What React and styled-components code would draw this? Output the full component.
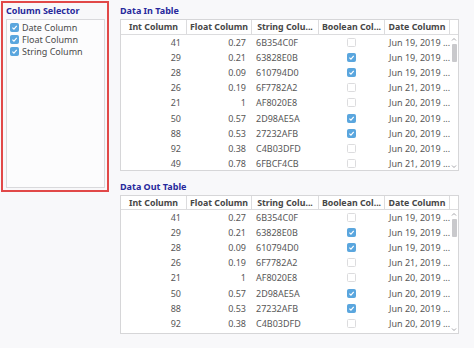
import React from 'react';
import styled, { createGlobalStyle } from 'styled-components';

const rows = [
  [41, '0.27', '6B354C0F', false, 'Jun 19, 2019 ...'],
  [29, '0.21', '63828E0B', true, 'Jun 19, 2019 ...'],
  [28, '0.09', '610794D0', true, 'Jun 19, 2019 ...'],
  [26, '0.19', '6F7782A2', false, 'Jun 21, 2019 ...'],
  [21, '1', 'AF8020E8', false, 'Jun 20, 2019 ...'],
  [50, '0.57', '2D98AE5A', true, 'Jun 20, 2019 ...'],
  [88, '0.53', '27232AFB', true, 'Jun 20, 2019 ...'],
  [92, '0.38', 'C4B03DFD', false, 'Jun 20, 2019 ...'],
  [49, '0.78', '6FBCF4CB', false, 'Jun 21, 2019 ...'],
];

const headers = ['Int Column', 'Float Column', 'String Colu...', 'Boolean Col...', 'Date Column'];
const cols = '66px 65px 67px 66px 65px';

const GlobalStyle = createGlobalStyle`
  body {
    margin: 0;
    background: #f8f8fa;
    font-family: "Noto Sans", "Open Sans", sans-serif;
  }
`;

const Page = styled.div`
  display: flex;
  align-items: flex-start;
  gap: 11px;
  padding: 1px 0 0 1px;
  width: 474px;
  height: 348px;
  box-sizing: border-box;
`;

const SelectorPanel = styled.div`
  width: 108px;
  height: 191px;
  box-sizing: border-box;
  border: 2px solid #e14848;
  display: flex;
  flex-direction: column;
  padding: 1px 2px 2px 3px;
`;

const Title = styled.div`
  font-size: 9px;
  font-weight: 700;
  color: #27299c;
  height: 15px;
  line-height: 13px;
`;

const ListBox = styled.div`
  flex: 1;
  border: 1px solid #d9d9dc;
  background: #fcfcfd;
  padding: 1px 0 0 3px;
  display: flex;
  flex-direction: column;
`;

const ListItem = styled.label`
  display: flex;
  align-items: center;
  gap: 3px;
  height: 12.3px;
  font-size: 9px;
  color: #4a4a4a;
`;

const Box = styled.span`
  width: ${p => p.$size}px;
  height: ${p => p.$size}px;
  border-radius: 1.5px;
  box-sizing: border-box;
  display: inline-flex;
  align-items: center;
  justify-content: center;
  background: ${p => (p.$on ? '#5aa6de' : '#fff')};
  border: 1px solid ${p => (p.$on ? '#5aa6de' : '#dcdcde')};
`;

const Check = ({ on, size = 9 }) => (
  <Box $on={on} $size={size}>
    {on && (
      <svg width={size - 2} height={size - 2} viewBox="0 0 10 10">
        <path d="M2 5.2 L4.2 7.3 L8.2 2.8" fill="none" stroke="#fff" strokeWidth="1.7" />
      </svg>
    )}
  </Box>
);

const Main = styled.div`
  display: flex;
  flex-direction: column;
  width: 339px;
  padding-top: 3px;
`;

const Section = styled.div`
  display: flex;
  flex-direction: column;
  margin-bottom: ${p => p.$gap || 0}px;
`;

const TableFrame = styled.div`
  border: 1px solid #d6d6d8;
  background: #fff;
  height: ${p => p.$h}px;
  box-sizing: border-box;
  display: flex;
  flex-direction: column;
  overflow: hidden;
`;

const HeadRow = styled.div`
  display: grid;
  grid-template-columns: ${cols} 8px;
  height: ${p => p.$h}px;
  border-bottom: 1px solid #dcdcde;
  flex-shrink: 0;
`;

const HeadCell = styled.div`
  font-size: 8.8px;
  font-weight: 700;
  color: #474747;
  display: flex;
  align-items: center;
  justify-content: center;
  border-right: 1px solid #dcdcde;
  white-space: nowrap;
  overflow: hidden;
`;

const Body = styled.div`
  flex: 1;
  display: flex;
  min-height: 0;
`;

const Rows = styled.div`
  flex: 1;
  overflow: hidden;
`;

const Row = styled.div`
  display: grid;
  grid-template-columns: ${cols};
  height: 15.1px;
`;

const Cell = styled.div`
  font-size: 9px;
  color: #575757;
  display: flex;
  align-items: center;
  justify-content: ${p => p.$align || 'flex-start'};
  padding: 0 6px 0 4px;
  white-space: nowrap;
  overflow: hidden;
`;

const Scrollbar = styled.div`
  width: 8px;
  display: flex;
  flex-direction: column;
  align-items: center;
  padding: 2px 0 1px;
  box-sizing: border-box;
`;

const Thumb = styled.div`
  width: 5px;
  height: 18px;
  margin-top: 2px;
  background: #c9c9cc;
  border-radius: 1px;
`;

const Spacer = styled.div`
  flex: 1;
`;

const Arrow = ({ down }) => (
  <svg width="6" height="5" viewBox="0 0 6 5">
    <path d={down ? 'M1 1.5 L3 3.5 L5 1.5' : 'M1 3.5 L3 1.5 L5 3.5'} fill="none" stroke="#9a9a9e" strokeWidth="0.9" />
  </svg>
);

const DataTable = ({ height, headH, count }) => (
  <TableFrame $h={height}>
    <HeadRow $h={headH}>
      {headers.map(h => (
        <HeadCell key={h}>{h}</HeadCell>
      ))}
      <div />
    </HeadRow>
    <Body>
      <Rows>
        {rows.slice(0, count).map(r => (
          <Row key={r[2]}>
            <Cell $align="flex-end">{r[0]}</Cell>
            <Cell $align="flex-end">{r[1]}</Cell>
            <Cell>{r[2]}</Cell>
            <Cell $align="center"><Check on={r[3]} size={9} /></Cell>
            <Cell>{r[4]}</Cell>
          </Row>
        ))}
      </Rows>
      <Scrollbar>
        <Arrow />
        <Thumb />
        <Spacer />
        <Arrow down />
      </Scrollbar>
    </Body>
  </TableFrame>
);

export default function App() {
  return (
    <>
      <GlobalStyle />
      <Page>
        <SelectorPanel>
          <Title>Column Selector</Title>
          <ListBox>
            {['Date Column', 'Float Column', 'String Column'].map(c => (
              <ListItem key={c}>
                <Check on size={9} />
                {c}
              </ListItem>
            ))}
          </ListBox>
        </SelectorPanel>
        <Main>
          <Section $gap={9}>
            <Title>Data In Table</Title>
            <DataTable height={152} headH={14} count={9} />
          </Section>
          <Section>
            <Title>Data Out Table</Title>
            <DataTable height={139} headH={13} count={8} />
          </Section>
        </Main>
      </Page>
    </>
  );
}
# # # # # # #
(Stated goal)
Scan the material above. Copy each line where "components" occurs.

(Full answer)
What React and styled-components code would draw this? Output the full component.
import styled, { createGlobalStyle } from 'styled-components';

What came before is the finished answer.